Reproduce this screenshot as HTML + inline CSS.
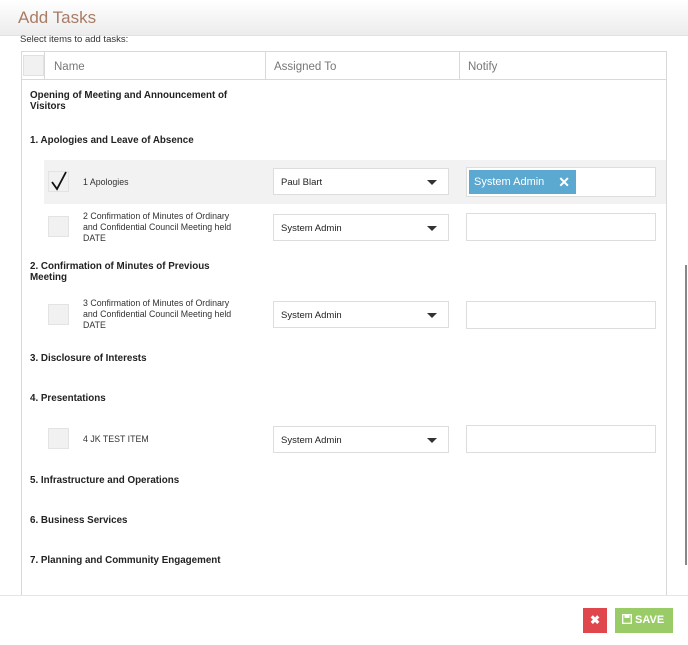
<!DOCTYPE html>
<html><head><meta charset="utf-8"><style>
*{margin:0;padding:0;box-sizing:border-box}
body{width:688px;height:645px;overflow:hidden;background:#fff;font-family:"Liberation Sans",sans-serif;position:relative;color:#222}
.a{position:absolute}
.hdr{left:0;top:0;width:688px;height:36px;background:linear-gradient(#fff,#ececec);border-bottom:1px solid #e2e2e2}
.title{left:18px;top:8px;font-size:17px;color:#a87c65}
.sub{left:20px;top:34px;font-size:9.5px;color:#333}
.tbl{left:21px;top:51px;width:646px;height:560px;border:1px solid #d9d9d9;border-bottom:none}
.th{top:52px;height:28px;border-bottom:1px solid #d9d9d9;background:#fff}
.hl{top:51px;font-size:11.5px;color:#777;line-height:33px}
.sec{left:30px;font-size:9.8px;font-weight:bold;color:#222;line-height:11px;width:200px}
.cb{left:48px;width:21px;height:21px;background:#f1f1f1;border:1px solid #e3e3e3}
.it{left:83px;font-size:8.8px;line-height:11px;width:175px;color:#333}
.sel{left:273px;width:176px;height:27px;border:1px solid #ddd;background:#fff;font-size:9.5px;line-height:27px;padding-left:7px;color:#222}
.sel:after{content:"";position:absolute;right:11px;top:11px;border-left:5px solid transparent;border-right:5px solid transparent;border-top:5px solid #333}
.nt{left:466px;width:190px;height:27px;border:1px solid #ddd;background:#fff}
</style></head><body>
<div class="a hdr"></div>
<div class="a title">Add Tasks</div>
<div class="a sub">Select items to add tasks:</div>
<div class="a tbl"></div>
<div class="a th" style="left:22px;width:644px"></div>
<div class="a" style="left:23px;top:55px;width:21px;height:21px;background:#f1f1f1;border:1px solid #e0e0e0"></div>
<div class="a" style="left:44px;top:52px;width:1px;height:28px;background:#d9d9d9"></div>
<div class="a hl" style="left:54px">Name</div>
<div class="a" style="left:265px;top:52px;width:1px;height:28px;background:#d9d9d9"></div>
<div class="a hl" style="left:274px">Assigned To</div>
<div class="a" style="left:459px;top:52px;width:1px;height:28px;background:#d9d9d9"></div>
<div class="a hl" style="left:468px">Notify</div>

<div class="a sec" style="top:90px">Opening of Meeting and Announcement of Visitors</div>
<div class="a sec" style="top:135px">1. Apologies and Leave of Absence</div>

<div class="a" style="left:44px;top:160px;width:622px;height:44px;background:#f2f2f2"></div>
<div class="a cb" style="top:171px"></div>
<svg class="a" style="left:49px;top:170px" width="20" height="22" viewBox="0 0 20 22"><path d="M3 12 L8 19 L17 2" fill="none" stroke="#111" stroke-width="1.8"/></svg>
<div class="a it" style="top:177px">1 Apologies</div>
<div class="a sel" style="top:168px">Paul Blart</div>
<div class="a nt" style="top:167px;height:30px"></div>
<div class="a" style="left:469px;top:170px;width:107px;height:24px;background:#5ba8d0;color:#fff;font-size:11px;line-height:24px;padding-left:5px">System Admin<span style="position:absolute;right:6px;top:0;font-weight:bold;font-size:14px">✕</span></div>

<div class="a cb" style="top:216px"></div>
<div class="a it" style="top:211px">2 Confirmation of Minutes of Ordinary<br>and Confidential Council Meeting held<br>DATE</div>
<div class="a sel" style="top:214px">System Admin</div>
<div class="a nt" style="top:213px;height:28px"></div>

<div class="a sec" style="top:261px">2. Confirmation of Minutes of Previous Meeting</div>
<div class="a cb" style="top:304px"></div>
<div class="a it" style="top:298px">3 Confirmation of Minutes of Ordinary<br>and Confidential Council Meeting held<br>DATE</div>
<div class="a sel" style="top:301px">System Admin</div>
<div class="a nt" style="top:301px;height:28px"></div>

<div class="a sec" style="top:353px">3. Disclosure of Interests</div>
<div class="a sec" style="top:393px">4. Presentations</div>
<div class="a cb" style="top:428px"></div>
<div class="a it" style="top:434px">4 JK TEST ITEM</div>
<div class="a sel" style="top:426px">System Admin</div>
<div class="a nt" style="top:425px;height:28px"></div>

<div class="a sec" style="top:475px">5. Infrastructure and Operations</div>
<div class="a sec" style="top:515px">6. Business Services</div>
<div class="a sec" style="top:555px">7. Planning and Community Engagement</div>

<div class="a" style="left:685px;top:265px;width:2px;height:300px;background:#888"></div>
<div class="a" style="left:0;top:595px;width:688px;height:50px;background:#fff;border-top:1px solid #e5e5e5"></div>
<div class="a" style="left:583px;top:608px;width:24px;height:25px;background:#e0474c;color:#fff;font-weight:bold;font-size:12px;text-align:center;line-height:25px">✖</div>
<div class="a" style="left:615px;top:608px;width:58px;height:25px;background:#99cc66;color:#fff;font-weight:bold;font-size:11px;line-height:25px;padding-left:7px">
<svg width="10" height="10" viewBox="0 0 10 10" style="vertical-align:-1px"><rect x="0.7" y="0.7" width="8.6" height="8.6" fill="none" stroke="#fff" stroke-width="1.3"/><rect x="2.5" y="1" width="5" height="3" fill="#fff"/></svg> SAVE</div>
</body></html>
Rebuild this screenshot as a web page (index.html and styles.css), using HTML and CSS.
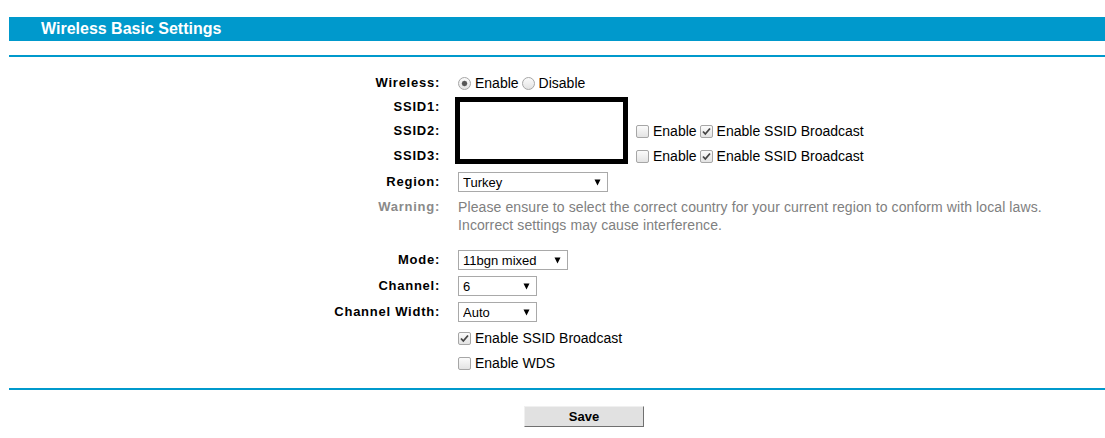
════════════════════
_THE PROBLEM_: Copy every entry exactly as written. Pictures are excluded.

_TASK ANSWER_:
Reproduce this screenshot as HTML + inline CSS.
<!DOCTYPE html>
<html><head><meta charset="utf-8"><style>
*{margin:0;padding:0;box-sizing:border-box}
body{width:688px;height:645px;overflow:hidden;background:#fff;font-family:"Liberation Sans",sans-serif;position:relative;color:#222}
.a{position:absolute}
.hdr{left:0;top:0;width:688px;height:36px;background:linear-gradient(#fff,#ececec);border-bottom:1px solid #e2e2e2}
.title{left:18px;top:8px;font-size:17px;color:#a87c65}
.sub{left:20px;top:34px;font-size:9.5px;color:#333}
.tbl{left:21px;top:51px;width:646px;height:560px;border:1px solid #d9d9d9;border-bottom:none}
.th{top:52px;height:28px;border-bottom:1px solid #d9d9d9;background:#fff}
.hl{top:51px;font-size:11.5px;color:#777;line-height:33px}
.sec{left:30px;font-size:9.8px;font-weight:bold;color:#222;line-height:11px;width:200px}
.cb{left:48px;width:21px;height:21px;background:#f1f1f1;border:1px solid #e3e3e3}
.it{left:83px;font-size:8.8px;line-height:11px;width:175px;color:#333}
.sel{left:273px;width:176px;height:27px;border:1px solid #ddd;background:#fff;font-size:9.5px;line-height:27px;padding-left:7px;color:#222}
.sel:after{content:"";position:absolute;right:11px;top:11px;border-left:5px solid transparent;border-right:5px solid transparent;border-top:5px solid #333}
.nt{left:466px;width:190px;height:27px;border:1px solid #ddd;background:#fff}
</style></head><body>
<div class="a hdr"></div>
<div class="a title">Add Tasks</div>
<div class="a sub">Select items to add tasks:</div>
<div class="a tbl"></div>
<div class="a th" style="left:22px;width:644px"></div>
<div class="a" style="left:23px;top:55px;width:21px;height:21px;background:#f1f1f1;border:1px solid #e0e0e0"></div>
<div class="a" style="left:44px;top:52px;width:1px;height:28px;background:#d9d9d9"></div>
<div class="a hl" style="left:54px">Name</div>
<div class="a" style="left:265px;top:52px;width:1px;height:28px;background:#d9d9d9"></div>
<div class="a hl" style="left:274px">Assigned To</div>
<div class="a" style="left:459px;top:52px;width:1px;height:28px;background:#d9d9d9"></div>
<div class="a hl" style="left:468px">Notify</div>

<div class="a sec" style="top:90px">Opening of Meeting and Announcement of Visitors</div>
<div class="a sec" style="top:135px">1. Apologies and Leave of Absence</div>

<div class="a" style="left:44px;top:160px;width:622px;height:44px;background:#f2f2f2"></div>
<div class="a cb" style="top:171px"></div>
<svg class="a" style="left:49px;top:170px" width="20" height="22" viewBox="0 0 20 22"><path d="M3 12 L8 19 L17 2" fill="none" stroke="#111" stroke-width="1.8"/></svg>
<div class="a it" style="top:177px">1 Apologies</div>
<div class="a sel" style="top:168px">Paul Blart</div>
<div class="a nt" style="top:167px;height:30px"></div>
<div class="a" style="left:469px;top:170px;width:107px;height:24px;background:#5ba8d0;color:#fff;font-size:11px;line-height:24px;padding-left:5px">System Admin<span style="position:absolute;right:6px;top:0;font-weight:bold;font-size:14px">✕</span></div>

<div class="a cb" style="top:216px"></div>
<div class="a it" style="top:211px">2 Confirmation of Minutes of Ordinary<br>and Confidential Council Meeting held<br>DATE</div>
<div class="a sel" style="top:214px">System Admin</div>
<div class="a nt" style="top:213px;height:28px"></div>

<div class="a sec" style="top:261px">2. Confirmation of Minutes of Previous Meeting</div>
<div class="a cb" style="top:304px"></div>
<div class="a it" style="top:298px">3 Confirmation of Minutes of Ordinary<br>and Confidential Council Meeting held<br>DATE</div>
<div class="a sel" style="top:301px">System Admin</div>
<div class="a nt" style="top:301px;height:28px"></div>

<div class="a sec" style="top:353px">3. Disclosure of Interests</div>
<div class="a sec" style="top:393px">4. Presentations</div>
<div class="a cb" style="top:428px"></div>
<div class="a it" style="top:434px">4 JK TEST ITEM</div>
<div class="a sel" style="top:426px">System Admin</div>
<div class="a nt" style="top:425px;height:28px"></div>

<div class="a sec" style="top:475px">5. Infrastructure and Operations</div>
<div class="a sec" style="top:515px">6. Business Services</div>
<div class="a sec" style="top:555px">7. Planning and Community Engagement</div>

<div class="a" style="left:685px;top:265px;width:2px;height:300px;background:#888"></div>
<div class="a" style="left:0;top:595px;width:688px;height:50px;background:#fff;border-top:1px solid #e5e5e5"></div>
<div class="a" style="left:583px;top:608px;width:24px;height:25px;background:#e0474c;color:#fff;font-weight:bold;font-size:12px;text-align:center;line-height:25px">✖</div>
<div class="a" style="left:615px;top:608px;width:58px;height:25px;background:#99cc66;color:#fff;font-weight:bold;font-size:11px;line-height:25px;padding-left:7px">
<svg width="10" height="10" viewBox="0 0 10 10" style="vertical-align:-1px"><rect x="0.7" y="0.7" width="8.6" height="8.6" fill="none" stroke="#fff" stroke-width="1.3"/><rect x="2.5" y="1" width="5" height="3" fill="#fff"/></svg> SAVE</div>
</body></html>
Rebuild this screenshot as a web page (index.html and styles.css), using HTML and CSS.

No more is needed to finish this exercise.